While the economy has shown strength, it grew 2.9 percent in 2018 — the same pace it reached in 2015 under President Barack Obama — and simply hasn’t hit historically high growth rates. Trump has legitimate claim to a good economy but it’s not a record-breaker and it flows from an expansion that began in mid-2009.

The Wall

TRUMP: “We’re going to have over 400 miles of wall built by the end of next year. It’s moving very rapidly.”

THE FACTS: That’s highly unlikely, and even if so, the great majority of the wall he’s talking about would be replacement barrier, not new miles of construction. Trump has added strikingly little length to barriers along the Mexico border despite his pre-eminent 2016 campaign promise to get a wall done.

Even to reach 400 miles or 640 kilometers, he would have to prevail in legal challenges to his declaration of a national emergency or get Congress to find more money to get anywhere close.

So far, the administration has awarded contracts for 247 miles (395 km) of wall construction, but that initiative has been constrained by court cases that are still playing out.

In any event, all but 17 miles (27 km) of his awarded contracts so far would replace existing barriers.

Taxes

TRUMP: “We’ve done so much … with the biggest tax cut in history.”

THE FACTS: His tax cuts are nowhere close to the biggest in U.S. history.

It’s a $1.5 trillion tax cut over 10 years. As a share of the total economy, a tax cut of that size ranks 12th, according to the Committee for a Responsible Federal Budget. President Ronald Reagan’s 1981 cut is the biggest, followed by the 1945 rollback of taxes that financed World War II.

Post-Reagan tax cuts also stand among the historically significant: President George W. Bush’s cuts in the early 2000s and President Barack Obama’s renewal of them a decade later.

Environment

TRUMP: “Our air and water are the cleanest they’ve ever been by far.”

THE FACTS: Not true about air quality, which hasn’t gotten better under the Trump administration.

U.S. drinking water is among the best by one leading measure.

After decades of improvement, progress in air quality has stagnated.

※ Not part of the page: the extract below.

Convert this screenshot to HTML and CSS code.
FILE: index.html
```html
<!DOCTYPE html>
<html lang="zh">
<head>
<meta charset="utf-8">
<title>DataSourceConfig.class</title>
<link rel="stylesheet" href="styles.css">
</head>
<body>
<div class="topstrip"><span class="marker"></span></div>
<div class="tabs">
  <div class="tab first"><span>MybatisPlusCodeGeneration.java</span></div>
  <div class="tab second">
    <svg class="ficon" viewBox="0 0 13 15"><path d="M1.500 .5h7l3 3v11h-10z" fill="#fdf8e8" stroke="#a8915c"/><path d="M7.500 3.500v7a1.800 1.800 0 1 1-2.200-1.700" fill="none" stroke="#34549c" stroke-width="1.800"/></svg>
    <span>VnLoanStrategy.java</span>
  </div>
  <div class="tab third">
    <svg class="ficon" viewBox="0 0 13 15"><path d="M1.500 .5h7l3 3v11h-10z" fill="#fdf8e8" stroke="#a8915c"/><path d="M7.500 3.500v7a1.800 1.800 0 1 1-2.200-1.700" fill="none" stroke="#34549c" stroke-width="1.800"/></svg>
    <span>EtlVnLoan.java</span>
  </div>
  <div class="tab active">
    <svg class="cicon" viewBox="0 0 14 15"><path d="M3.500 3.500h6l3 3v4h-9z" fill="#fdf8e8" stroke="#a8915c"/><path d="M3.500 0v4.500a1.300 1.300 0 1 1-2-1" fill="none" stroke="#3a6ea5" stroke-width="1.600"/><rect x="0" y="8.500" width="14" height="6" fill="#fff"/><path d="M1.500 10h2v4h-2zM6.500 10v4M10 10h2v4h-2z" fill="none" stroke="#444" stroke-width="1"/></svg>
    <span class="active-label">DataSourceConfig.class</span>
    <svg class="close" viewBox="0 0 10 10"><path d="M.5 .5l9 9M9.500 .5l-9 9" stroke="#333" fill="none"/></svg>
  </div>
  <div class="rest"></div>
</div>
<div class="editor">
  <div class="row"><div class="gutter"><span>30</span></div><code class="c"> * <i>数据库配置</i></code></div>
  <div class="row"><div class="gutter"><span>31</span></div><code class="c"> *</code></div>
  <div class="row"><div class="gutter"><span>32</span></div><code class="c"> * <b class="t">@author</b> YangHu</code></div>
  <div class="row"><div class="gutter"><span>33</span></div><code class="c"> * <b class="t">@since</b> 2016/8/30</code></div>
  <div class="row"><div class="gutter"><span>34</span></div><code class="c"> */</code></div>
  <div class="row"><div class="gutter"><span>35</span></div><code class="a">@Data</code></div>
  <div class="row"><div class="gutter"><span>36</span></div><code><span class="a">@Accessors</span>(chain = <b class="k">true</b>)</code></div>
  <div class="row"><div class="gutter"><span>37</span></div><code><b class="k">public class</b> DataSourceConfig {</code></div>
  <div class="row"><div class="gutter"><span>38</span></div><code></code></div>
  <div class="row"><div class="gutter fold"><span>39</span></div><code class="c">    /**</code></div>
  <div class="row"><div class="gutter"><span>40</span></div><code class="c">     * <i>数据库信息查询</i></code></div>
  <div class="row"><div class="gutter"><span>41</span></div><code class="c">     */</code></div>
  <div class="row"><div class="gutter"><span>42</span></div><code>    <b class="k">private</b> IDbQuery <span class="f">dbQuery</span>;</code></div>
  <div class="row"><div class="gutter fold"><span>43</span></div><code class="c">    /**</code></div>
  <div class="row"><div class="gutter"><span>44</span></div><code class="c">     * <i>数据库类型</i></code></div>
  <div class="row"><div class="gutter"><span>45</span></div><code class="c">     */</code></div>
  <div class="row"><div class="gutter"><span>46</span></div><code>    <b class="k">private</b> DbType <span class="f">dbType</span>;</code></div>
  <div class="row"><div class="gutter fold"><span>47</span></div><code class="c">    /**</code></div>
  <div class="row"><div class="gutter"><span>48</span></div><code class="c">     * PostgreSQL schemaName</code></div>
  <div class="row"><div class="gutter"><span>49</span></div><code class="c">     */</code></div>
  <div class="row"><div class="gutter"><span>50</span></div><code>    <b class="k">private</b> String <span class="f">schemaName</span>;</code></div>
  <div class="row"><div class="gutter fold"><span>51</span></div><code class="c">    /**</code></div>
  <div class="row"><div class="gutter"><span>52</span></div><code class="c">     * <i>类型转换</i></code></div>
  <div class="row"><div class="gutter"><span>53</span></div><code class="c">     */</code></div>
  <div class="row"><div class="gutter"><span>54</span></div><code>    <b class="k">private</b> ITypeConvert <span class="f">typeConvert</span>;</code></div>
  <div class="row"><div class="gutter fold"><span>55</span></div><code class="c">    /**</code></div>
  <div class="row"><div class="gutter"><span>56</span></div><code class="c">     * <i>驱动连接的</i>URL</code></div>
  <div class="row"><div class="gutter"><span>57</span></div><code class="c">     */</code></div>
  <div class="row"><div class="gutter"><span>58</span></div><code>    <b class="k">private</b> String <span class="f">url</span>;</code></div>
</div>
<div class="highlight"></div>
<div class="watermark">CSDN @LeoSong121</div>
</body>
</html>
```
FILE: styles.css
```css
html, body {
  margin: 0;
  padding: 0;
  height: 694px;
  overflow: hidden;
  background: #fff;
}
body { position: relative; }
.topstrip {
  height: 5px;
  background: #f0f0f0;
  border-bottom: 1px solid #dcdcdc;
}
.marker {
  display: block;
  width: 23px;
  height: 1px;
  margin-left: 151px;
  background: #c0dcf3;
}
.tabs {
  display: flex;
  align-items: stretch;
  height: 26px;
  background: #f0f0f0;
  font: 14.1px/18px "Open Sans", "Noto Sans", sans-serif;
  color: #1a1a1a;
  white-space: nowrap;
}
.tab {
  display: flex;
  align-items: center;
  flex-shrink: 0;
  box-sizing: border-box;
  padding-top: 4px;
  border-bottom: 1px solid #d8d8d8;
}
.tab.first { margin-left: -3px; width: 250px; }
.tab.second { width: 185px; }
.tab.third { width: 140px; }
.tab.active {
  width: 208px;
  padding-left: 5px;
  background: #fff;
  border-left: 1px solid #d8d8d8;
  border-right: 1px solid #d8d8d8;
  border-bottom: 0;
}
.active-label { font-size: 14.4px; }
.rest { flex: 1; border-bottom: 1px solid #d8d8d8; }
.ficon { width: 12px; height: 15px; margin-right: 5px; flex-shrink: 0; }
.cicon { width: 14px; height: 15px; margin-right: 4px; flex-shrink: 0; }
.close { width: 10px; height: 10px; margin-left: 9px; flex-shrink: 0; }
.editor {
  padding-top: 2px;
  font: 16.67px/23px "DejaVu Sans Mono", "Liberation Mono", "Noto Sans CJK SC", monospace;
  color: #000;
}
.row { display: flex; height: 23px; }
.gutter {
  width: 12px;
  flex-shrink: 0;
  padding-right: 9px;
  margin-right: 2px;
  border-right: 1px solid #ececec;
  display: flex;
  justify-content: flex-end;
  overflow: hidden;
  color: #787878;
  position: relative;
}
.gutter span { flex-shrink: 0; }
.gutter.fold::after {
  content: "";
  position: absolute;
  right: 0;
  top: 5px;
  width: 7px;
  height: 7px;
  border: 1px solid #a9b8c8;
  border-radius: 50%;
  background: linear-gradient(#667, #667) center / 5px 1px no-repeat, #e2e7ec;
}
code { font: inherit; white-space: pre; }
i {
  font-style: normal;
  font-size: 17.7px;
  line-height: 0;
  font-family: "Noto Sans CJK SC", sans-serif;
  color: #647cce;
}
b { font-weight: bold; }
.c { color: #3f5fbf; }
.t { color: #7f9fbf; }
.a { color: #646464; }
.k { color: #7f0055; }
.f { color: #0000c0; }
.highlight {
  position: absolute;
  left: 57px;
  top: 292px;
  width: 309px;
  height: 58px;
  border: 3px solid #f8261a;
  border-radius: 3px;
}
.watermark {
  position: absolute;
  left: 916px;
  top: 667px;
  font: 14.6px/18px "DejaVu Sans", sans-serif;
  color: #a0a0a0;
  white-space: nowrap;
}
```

Over the last two years the U.S. had more polluted air days than just a few years earlier, federal data show.

There were 15 percent more days with unhealthy air in America both last year and the year before than there were on average from 2013 through 2016, the four years when America had its fewest number of those days since at least 1980.

The Obama administration, in fact, set records for the fewest air polluted days, in 2016.

On water, Yale University’s global Environmental Performance Index finds 10 countries tied for the cleanest drinking water, the U.S. among them. On environmental quality overall, the U.S. was 27th, behind a variety of European countries, Canada, Japan, Australia and more. Switzerland was No. 1.

Judges

TRUMP on the nomination of federal judges: “President Obama was very nice to us. He didn’t fill the positions.”

THE FACTS: Trump’s sarcasm aside, he does have a better success rate than Obama in filling judicial vacancies. The Republican-controlled Senate in Obama’s last two years avoided taking action on many of his nominees. Republicans still control the Senate and have been able to confirm many of Trump’s picks despite their slim majority.

Of the 71 people whom Obama nominated to the district courts and courts of appeals in 2015 and 2016, only 20 were voted on and confirmed, said Russell Wheeler, an expert on judicial nominees at the Brookings Institution. Trump entered office in January 2017 with more than 100 vacancies on the federal bench, about double the number Obama had in 2009.

The Heritage Foundation has tracked 119 judges confirmed for Trump as of last week. This compares with 86 for Obama and 132 for George W. Bush at the same point in their presidencies.

Republicans limited the debate time on nominees this year so now they move through judicial confirmations faster than before.

Such maneuverings have nothing to do with Obama being “very nice.”